Tidak jauh berbeda dengan jajanan sekolah. Sudah sering kita mendengar berbagai kasus yang diakibatkan karena jananan tersebut mengandung bahan-bahan yang berbahaya bagi kesehatan. Tapi tetap saja, kita menyaksikan murid-murid berebutan mengantri jajanan melalui pagar sekolah atau di kantin sekolah. Sementara, mangkok bekas Bakso bisa berhari-hari menghiasi ruang kantor sekolah bekas Bapak dan Ibu Guru jajan.
Jajan di Sekolah
Tidak semua Kantin Sekolah mampu menyajikan makanan bersih, sehat dan murah. Semua pun sudah tahu bagaimana peran Abang-Abang penjual jajanan depan gerbang sekolah menjadi andalan anak sekolah. Tidak jarang juga para guru ikut menjadi pelanggannya. Meskipun jajanan makanan dan minuman tersebut terkena isu tercemar zat pewarna, perasa dan pengawet berbahaya, namun akhirnya semua sirna begitu saja walau memakan korban jiwa sekalipun.
Kalaupun ketersediaan Kantin Sekolah di bawah pengawasan pihak sekolah, tapi tengoklah apa isi jajanannya. Biasanya tidak jauh dari makanan cepat saji yang tidak seimbang gizinya, seperti aneka gorengan, Pizza, Burger, Spaghetti, yang kurang mengandung serat. Akibatnya akan terbentuk pola makan yang tidak sehat. Lebih jauh anak-anak lebih cepat menderita penyakit degeneratif dan gangguan kesehatan lainnya, dampak dari ketidak seimbangan gizi jajanan tadi.

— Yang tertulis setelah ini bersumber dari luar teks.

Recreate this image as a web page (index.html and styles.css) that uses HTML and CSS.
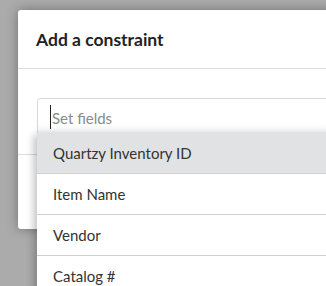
FILE: index.html
```html
<!DOCTYPE html>
<html>
<head>
<meta charset="utf-8">
<link rel="stylesheet" href="styles.css">
</head>
<body>
<div class="modal">
  <div class="modal-header">Add a constraint</div>
  <div class="modal-body">
    <div class="select">
      <div class="select-input"><span class="cursor"></span><span class="placeholder">Set fields</span></div>
      <div class="menu">
        <div class="option active">Quartzy Inventory ID</div>
        <div class="option">Item Name</div>
        <div class="option">Vendor</div>
        <div class="option">Catalog #</div>
      </div>
    </div>
  </div>
  <div class="modal-footer"></div>
</div>
</body>
</html>
```

FILE: styles.css
```css
html, body {
  margin: 0;
  padding: 0;
  height: 100%;
  overflow: hidden;
}
body {
  background: #ababab;
  font-family: Lato, "Open Sans", sans-serif;
  color: #333;
  padding-top: 10px;
  padding-left: 18px;
  box-sizing: border-box;
}
.modal {
  width: 420px;
  height: 219px;
  background: #fff;
  border-radius: 3px 0 0 3px;
  box-shadow: 0 0 12px rgba(0,0,0,0.35);
  display: flex;
  flex-direction: column;
}
.modal-header {
  height: 59px;
  box-sizing: border-box;
  padding-left: 18px;
  display: flex;
  align-items: center;
  font-size: 17.5px;
  font-weight: 700;
  color: #222;
  border-bottom: 1px solid #dcdcdc;
}
.modal-body {
  height: 86px;
  box-sizing: border-box;
  padding: 29px 0 0 19px;
  border-bottom: 1px solid #dcdcdc;
}
.select {
  position: relative;
}
.select-input {
  height: 34px;
  border: 1px solid #d8d8d8;
  border-bottom: none;
  border-radius: 4px 0 0 0;
  display: flex;
  align-items: center;
  padding-left: 12px;
  font-size: 15px;
  background: linear-gradient(#fff 70%, #f4f6f6);
}
.cursor {
  width: 1px;
  height: 24px;
  background: #222;
  margin-right: 1px;
  margin-top: 2px;
}
.placeholder {
  color: #8a8a8a;
  padding-top: 4px;
}
.menu {
  position: absolute;
  left: 0;
  top: 35px;
  width: 400px;
  background: #fff;
  box-shadow: -3px 2px 8px rgba(0,0,0,0.25);
}
.option {
  box-sizing: border-box;
  display: flex;
  align-items: center;
  padding-left: 16px;
  font-size: 15px;
  color: #333;
  border-bottom: 1px solid #d0d0d0;
  height: 41px;
}
.option.active {
  background: #e1e2e4;
}
```
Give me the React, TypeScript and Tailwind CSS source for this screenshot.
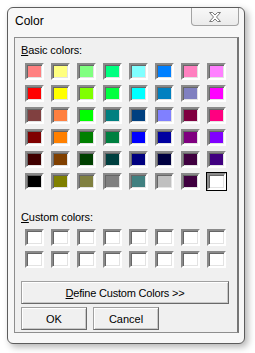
const basic = [
  ["#ff8080", "#ffff80", "#80ff80", "#00ff80", "#80ffff", "#0080ff", "#ff80c0", "#ff80ff"],
  ["#ff0000", "#ffff00", "#80ff00", "#00ff40", "#00ffff", "#0080c0", "#8080c0", "#ff00ff"],
  ["#804040", "#ff8040", "#00ff00", "#008080", "#004080", "#8080ff", "#800040", "#ff0080"],
  ["#800000", "#ff8000", "#008000", "#008040", "#0000ff", "#0000a0", "#800080", "#8000ff"],
  ["#400000", "#804000", "#004000", "#004040", "#000080", "#000040", "#400040", "#400080"],
  ["#000000", "#808000", "#808040", "#808080", "#408080", "#c0c0c0", "#400040", "#ffffff"],
];

function Swatch({ color, selected }: { color: string; selected?: boolean }) {
  return (
    <div
      className={
        "w-[19px] h-[17px] border-2 border-t-[#8a8a8a] border-l-[#8a8a8a] border-b-white border-r-white shadow-[inset_1px_1px_0_#666666,inset_-1px_-1px_0_#e3e3e3]" +
        (selected ? " outline outline-1 outline-black" : "")
      }
      style={{ backgroundColor: color }}
    />
  );
}

function Button({ children, className }: { children: React.ReactNode; className: string }) {
  return (
    <button
      type="button"
      className={
        "h-[23px] flex items-center justify-center bg-[#f0f0f0] border border-[#a0a0a0] border-r-[#696969] border-b-[#696969] shadow-[inset_1px_1px_0_#ffffff,inset_-1px_-1px_0_#c8c8c8] text-[11px] leading-[14px] text-black " +
        className
      }
    >
      {children}
    </button>
  );
}

export default function App() {
  return (
    <div className="w-[255px] h-[353px] bg-white pt-[7px] pl-[7px] font-['Liberation_Sans',Arial,sans-serif] text-black">
      {/* Window frame */}
      <div className="w-[238px] h-[337px] rounded-[6px] border border-[#5c5c5c] bg-[#f7f7f7] shadow-[3px_3px_7px_rgba(0,0,0,0.3)] flex flex-col">
        {/* Title bar */}
        <div className="h-[29px] flex items-start justify-between">
          <span className="ml-[7px] mt-[6px] text-[12px] leading-[15px]">Color</span>
          <div className="w-[48px] h-[18px] mr-[5px] border border-t-0 border-[#a3a3a3] rounded-b-[4px] bg-gradient-to-b from-[#f8f8f8] to-[#ebebeb] flex items-center justify-center">
            <svg width="12" height="10" viewBox="0 0 12 10">
              <polygon
                points="0.5,0.5 3.5,0.5 6,3 8.5,0.5 11.5,0.5 7.5,5 11.5,9.5 8.5,9.5 6,7 3.5,9.5 0.5,9.5 4.5,5"
                fill="#ffffff"
                stroke="#7a7a7a"
                strokeWidth="1"
                strokeLinejoin="round"
              />
            </svg>
          </div>
        </div>

        {/* Client area */}
        <div className="ml-[6px] w-[225px] h-[296px] border border-[#8e8e8e] border-r-2 border-r-[#767676] bg-[#f0f0f0] pt-[5px] flex flex-col">
          <p className="ml-[6px] text-[11px] leading-[14px] tracking-[-0.1px]">
            <span className="underline">B</span>asic colors:
          </p>
          <div className="ml-[10px] mt-[6px] grid grid-cols-[repeat(8,19px)] gap-x-[7px] gap-y-[5px]">
            {basic.flatMap((row, r) =>
              row.map((c, i) => <Swatch key={`${r}-${i}`} color={c} selected={r === 5 && i === 7} />)
            )}
          </div>

          <p className="ml-[6px] mt-[20px] text-[11px] leading-[14px] tracking-[-0.1px]">
            <span className="underline">C</span>ustom colors:
          </p>
          <div className="ml-[10px] mt-[5px] grid grid-cols-[repeat(8,19px)] gap-x-[7px] gap-y-[5px]">
            {Array.from({ length: 16 }).map((_, i) => (
              <Swatch key={i} color="#ffffff" />
            ))}
          </div>

          <Button className="ml-[6px] mt-[13px] w-[208px] tracking-[-0.2px]">
            <span className="underline">D</span>efine Custom Colors &gt;&gt;
          </Button>
          <div className="ml-[6px] mt-[3px] flex gap-[6px]">
            <Button className="w-[66px]">OK</Button>
            <Button className="w-[66px]">Cancel</Button>
          </div>
        </div>
      </div>
    </div>
  );
}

Mari Makan Bersama Murid dan Guru
Zaman saya SD dulu, kami diminta membawa makanan sendiri dari rumah. Tidak boleh membawa uang jajan. Akibatnya, tidak ada seorangpun tukang makanan di depan sekolah. Memang merepotkan Ibu saya yang harus bangun lebih awal untuk mempersiapkan bekal bagi anak-anaknya yang berangkat sekolah. Kami tidak makan sendirian. Bersama-sama guru yang mengajar pada pelajaran sebelum masuk waktu istiraharat, kami Makan Bersama di dalam kelas. Ibu guru juga membawa bekalnya. Apa yang terjadi selama Makan Bersama itu?
Sebelum lonceng tanda sekolah berakhir, guru bertanya kepada murid-muridnya tentang bekal apa yang dibawa esok hari. Bu Guru sering mengingatkan atau memberi ide bekal apa sebaiknya yang dibawa. Semua disampaikan dengan santai.
Sebelum Makan Bersama dimulai, murid-murid secara teratur keluar ruangan mencuci tangan. Lalu berdoa. Kemudian Ibu Guru berkeliling melihat menu bawaan murid-murid. Biasanya ada selingan untuk saling tukar atau berbagi bekal kepada sesama teman, juga untuk Bu Guru. Bekal kami tidak harus selalu makanan berat.
Makanan tidak boleh bersisa, apa lagi sampai dibuang. Selesai, masing-masing merapikan alat-alat makannya lalu disimpan dalam laci meja masing-masing. Setelah itu baru murid-murid dan guru keluar kelas istirahat.
Giliran anak saya sekolah, mereka dibiasakan oleh sekolahnya untuk membawa potongan buah-buahan dan sayuran, dan makanan yang mengandung karbo hidrat serta protein, misalnya Roti dan selai, Nasi Dadar Gulung. Namun dilarang membawa coklat dan minuman bersoda.
Dampak Makan Bersama
Pelajaran yang dapat ditarik dari pengalaman di atas adalah bahwa jajan dapat digantikan dengan Makan Bersama. Metode ini banyak manfaatnya, diantaranya, bagi guru metode ini merupakan bagian dari penerapan disiplin, kontrol terhadap apa yang dikonsumsi murid, dan tidak perlu lahan khusus untuk kantin sekolah. Bagi murid, terjadi proses belajar dalam bentuk pembiasaan, ketertiban, kerapihan, kebersihan yang menjadi pola perilaku khususnya dalam hal makan minum.
Sudah saatnya, pihak sekolah mulai serius memperhatikan masalah jajan ini. Sangat sulit mengontrol apa yamg dijual oleh penjaja makanan karena mereka memang pedagang. Sekolah perlu merubah cara pandang tentang jajan sekolah ini menjadi bagian integritas dari sistem pendidikan. Semoga!